Winston Churchill was een van de weinige oorlogsleiders die vertrouwde op de wetenschap. Misschien was zijn vertrouwen zelfs iets te groot, blijkt uit een nieuwe biografie over de Britse premier in oorlogstijd.

Churchills oorlog machine

Een stotterende en hopeloos verlegen jongeman, een pantomimespeler op leeftijd en iemand die regelmatig naast zijn stoel ging zitten. Op het eerste gezicht waren het vreemde vogels, de Britten die tijdens de Tweede Wereldoorlog werkten als codekraker op Bletchley Park. Toenmalig premier Winston Churchill zag ze echter als ‘de ganzen die de gouden eieren legden en nooit kakelden’. Toen de werkdruk bij de codekrakers op een gegeven moment zo hoog was dat ze toch hun snavel opentrokken, stuurde Churchill dan ook onmiddellijk een nota naar een van zijn generaals: ‘Zorg ervoor dat ze met de hoogste prioriteit alles krijgen wat ze vragen.’

Dit soort persoonlijk ingrijpen toont Churchills vertrouwen in de wetenschap, lezen we in de biografie Churchills oorlogsmachine van historicus Taylor Downing. Churchill hechtte bijvoorbeeld veel waarde aan het zogenoemde Operationeel Onderzoek: statistische analyses die de effectiviteit van bepaalde tactieken weergaven. Daaruit bleek onder meer dat witte vliegtuigen vanaf zee moeilijker te zien waren dan zwarte. Na het overschilderen van de bommenwerpers steeg het aantal tot zinken gebrachte vijandelijke schepen aanzienlijk.

Dat de Tweede Wereldoorlog niet alleen door militairen werd uitgevochten, bleek ook uit de zogeheten Slag van de Stralen. Duitse wetenschappers hadden een systeem ontwikkeld dat met kortegolfstralen bommenwerperpiloten naar hun doel begeleidde. De Britten zonden op hun beurt verstorende signalen uit die de bommenwerpers naar het neutrale Ierland leidden. De invloed van de wetenschap was op een bepaald moment zo groot dat de commandant van de Britse luchtwacht aan Churchill vroeg: ‘Vechten we deze oorlog met wapens of met rekenlinialen?’ Waarop Churchill antwoordde: ‘Dat is een goed idee. Laten we het eens met rekenlinialen proberen.’

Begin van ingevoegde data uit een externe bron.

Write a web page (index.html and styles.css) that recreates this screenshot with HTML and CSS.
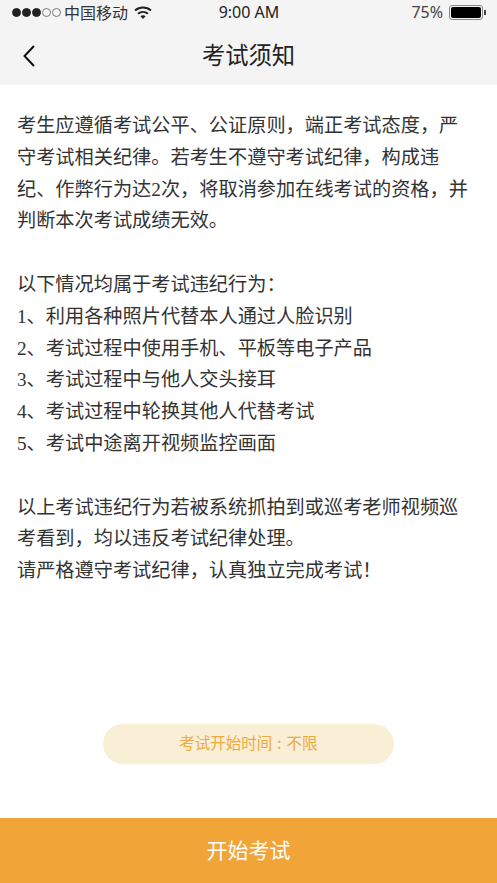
FILE: index.html
```html
<!DOCTYPE html>
<html lang="zh-CN">
<head>
  <meta charset="UTF-8">
  <title>考试须知</title>
  <link rel="stylesheet" href="styles.css">
</head>
<body>
  <div class="page">
    <div class="top">
      <div class="status-bar">
        <div class="status-left">
          <span class="signal">
            <i class="dot on"></i><i class="dot on"></i><i class="dot on"></i><i class="dot"></i><i class="dot"></i>
          </span>
          <span class="carrier">中国移动</span>
          <svg class="wifi" width="18" height="13" viewBox="0 0 18 13">
            <path d="M1 4.6C5.6 .6 12.4 .6 17 4.6" fill="none" stroke="#222" stroke-width="2"/>
            <path d="M4 7.8C6.9 5.3 11.1 5.3 14 7.8" fill="none" stroke="#222" stroke-width="2"/>
            <path d="M6.4 10.2C7.9 9 10.1 9 11.6 10.2L9 13Z" fill="#222"/>
          </svg>
        </div>
        <div class="status-time">9:00 AM</div>
        <div class="status-right">
          <span class="percent">75%</span>
          <span class="battery"><span class="battery-fill"></span></span>
          <span class="battery-tip"></span>
        </div>
      </div>
      <div class="nav-bar">
        <svg class="back" width="14" height="24" viewBox="0 0 14 24">
          <path d="M12 2L2.5 12L12 22" fill="none" stroke="#111" stroke-width="2"/>
        </svg>
        <h1>考试须知</h1>
      </div>
    </div>

    <div class="content">
      <p>考生应遵循考试公平、公证原则，端正考试态度，严<br>守考试相关纪律。若考生不遵守考试纪律，构成违<br>纪、作弊行为达2次，将取消参加在线考试的资格，并<br>判断本次考试成绩无效。</p>
      <p>以下情况均属于考试违纪行为：<br>1、利用各种照片代替本人通过人脸识别<br>2、考试过程中使用手机、平板等电子产品<br>3、考试过程中与他人交头接耳<br>4、考试过程中轮换其他人代替考试<br>5、考试中途离开视频监控画面</p>
      <p>以上考试违纪行为若被系统抓拍到或巡考老师视频巡<br>考看到，均以违反考试纪律处理。<br>请严格遵守考试纪律，认真独立完成考试！</p>
    </div>

    <div class="start-time">考试开始时间 : 不限</div>
    <div class="start-btn">开始考试</div>
  </div>
</body>
</html>
```

FILE: styles.css
```css
html, body {
  margin: 0;
  padding: 0;
  background: #fff;
}
.page {
  width: 497px;
  height: 883px;
  display: flex;
  flex-direction: column;
  overflow: hidden;
  font-family: "Liberation Serif", "Noto Sans CJK SC", serif;
}
.top {
  background: #f4f4f4;
  height: 85px;
}
.status-bar {
  height: 25px;
  box-sizing: border-box;
  display: grid;
  grid-template-columns: 1fr auto 1fr;
  align-items: center;
  padding: 0 11px 1px 12px;
  font-family: "Noto Sans CJK SC", "Noto Sans", sans-serif;
  font-size: 16px;
  line-height: 22px;
  color: #333;
}
.status-left {
  display: flex;
  align-items: center;
}
.signal {
  display: flex;
  gap: 1px;
  margin-right: 3px;
}
.dot {
  width: 9px;
  height: 9px;
  border: 1px solid #777;
  border-radius: 50%;
  box-sizing: border-box;
}
.dot.on {
  background: #222;
  border-color: #222;
}
.wifi {
  margin-left: 6px;
}
.status-time {
  font-family: "Noto Sans", sans-serif;
  font-size: 16px;
  color: #222;
}
.status-right {
  display: flex;
  align-items: center;
  justify-content: flex-end;
}
.percent {
  font-family: "Noto Sans", sans-serif;
  font-size: 16px;
  color: #444;
  margin-right: 6px;
}
.battery {
  width: 34px;
  height: 15px;
  box-sizing: border-box;
  border: 1px solid #888;
  border-radius: 3px;
  padding: 1px;
  display: flex;
}
.battery-fill {
  flex: 1;
  background: #000;
  border-radius: 2px;
}
.battery-tip {
  width: 2px;
  height: 5px;
  background: #444;
  margin-left: 1px;
}
.nav-bar {
  height: 60px;
  position: relative;
  display: flex;
  align-items: center;
  justify-content: center;
}
.nav-bar h1 {
  margin: 0 0 2px;
  font-family: "Noto Sans CJK SC", sans-serif;
  font-size: 23.3px;
  font-weight: 400;
  color: #222;
}
.back {
  position: absolute;
  left: 22px;
  top: 19px;
}
.content {
  flex: 1;
  padding: 25px 0 0 17px;
  font-size: 19.2px;
  line-height: 31.8px;
  color: #333;
  white-space: nowrap;
}
.content p {
  margin: 0 0 31.8px;
}
.start-time {
  width: 291px;
  height: 40px;
  box-sizing: border-box;
  padding-bottom: 3px;
  margin: 0 auto 54px;
  border-radius: 20px;
  background: #f9eed6;
  color: #efa93f;
  font-family: "Noto Sans CJK SC", sans-serif;
  font-size: 15.5px;
  line-height: 37px;
  word-spacing: 1.5px;
  text-align: center;
}
.start-btn {
  height: 65px;
  box-sizing: border-box;
  padding-bottom: 3px;
  background: #f1a539;
  color: #fff;
  font-family: "Noto Sans CJK SC", sans-serif;
  font-size: 21px;
  line-height: 62px;
  text-align: center;
}
```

Niet elke slag van de liniaal had echter het gewenste effect. De luchtaanvallen op Duitsland misten lange tijd ieder doel en leidden tot veel kritiek op Churchills beleid. Wellicht liet de premier daarbij zijn oren te veel hangen naar zijn wetenschappelijk adviseur Lord Cherwell. Churchill was zelf namelijk bepaald geen academicus. Hij vertrouwde daarom blindelings op Cherwell, ook toen adviseur te rooskleurige cijfers presenteerde over de effectiviteit van grootschalige bombardementen.

Afgezien van die kritische noot schetst Downing in zijn boek een positief beeld van de Britse krijgsheer. Hij beschrijft het leven van Churchill accuraat en volledig, van zijn jeugd tot zijn aftreden na de Tweede Wereldoorlog. In vier van de elf hoofdstukken gaat de auteur dieper in op de technologische innovaties die onder Churchills bewind gestalte kregen.

Door de vele citaten en anekdotes geeft het boek niet alleen inzicht in Churchills militaire strategieën, maar ook in zijn persoonlijkheid en hoe hij omging met anderen. Dat alles is echter ook in eerdere biografieën gedaan. Wat Churchills oorlogsmachine onderscheidt, is de aandacht voor wetenschap, iets dat Churchill op zijn beurt onderscheidde van eerdere oorlogsleiders. Door te luisteren naar excentrieke geleerden, nam Winston Churchill de juiste beslissingen en leidde hij de geallieerden naar de overwinning.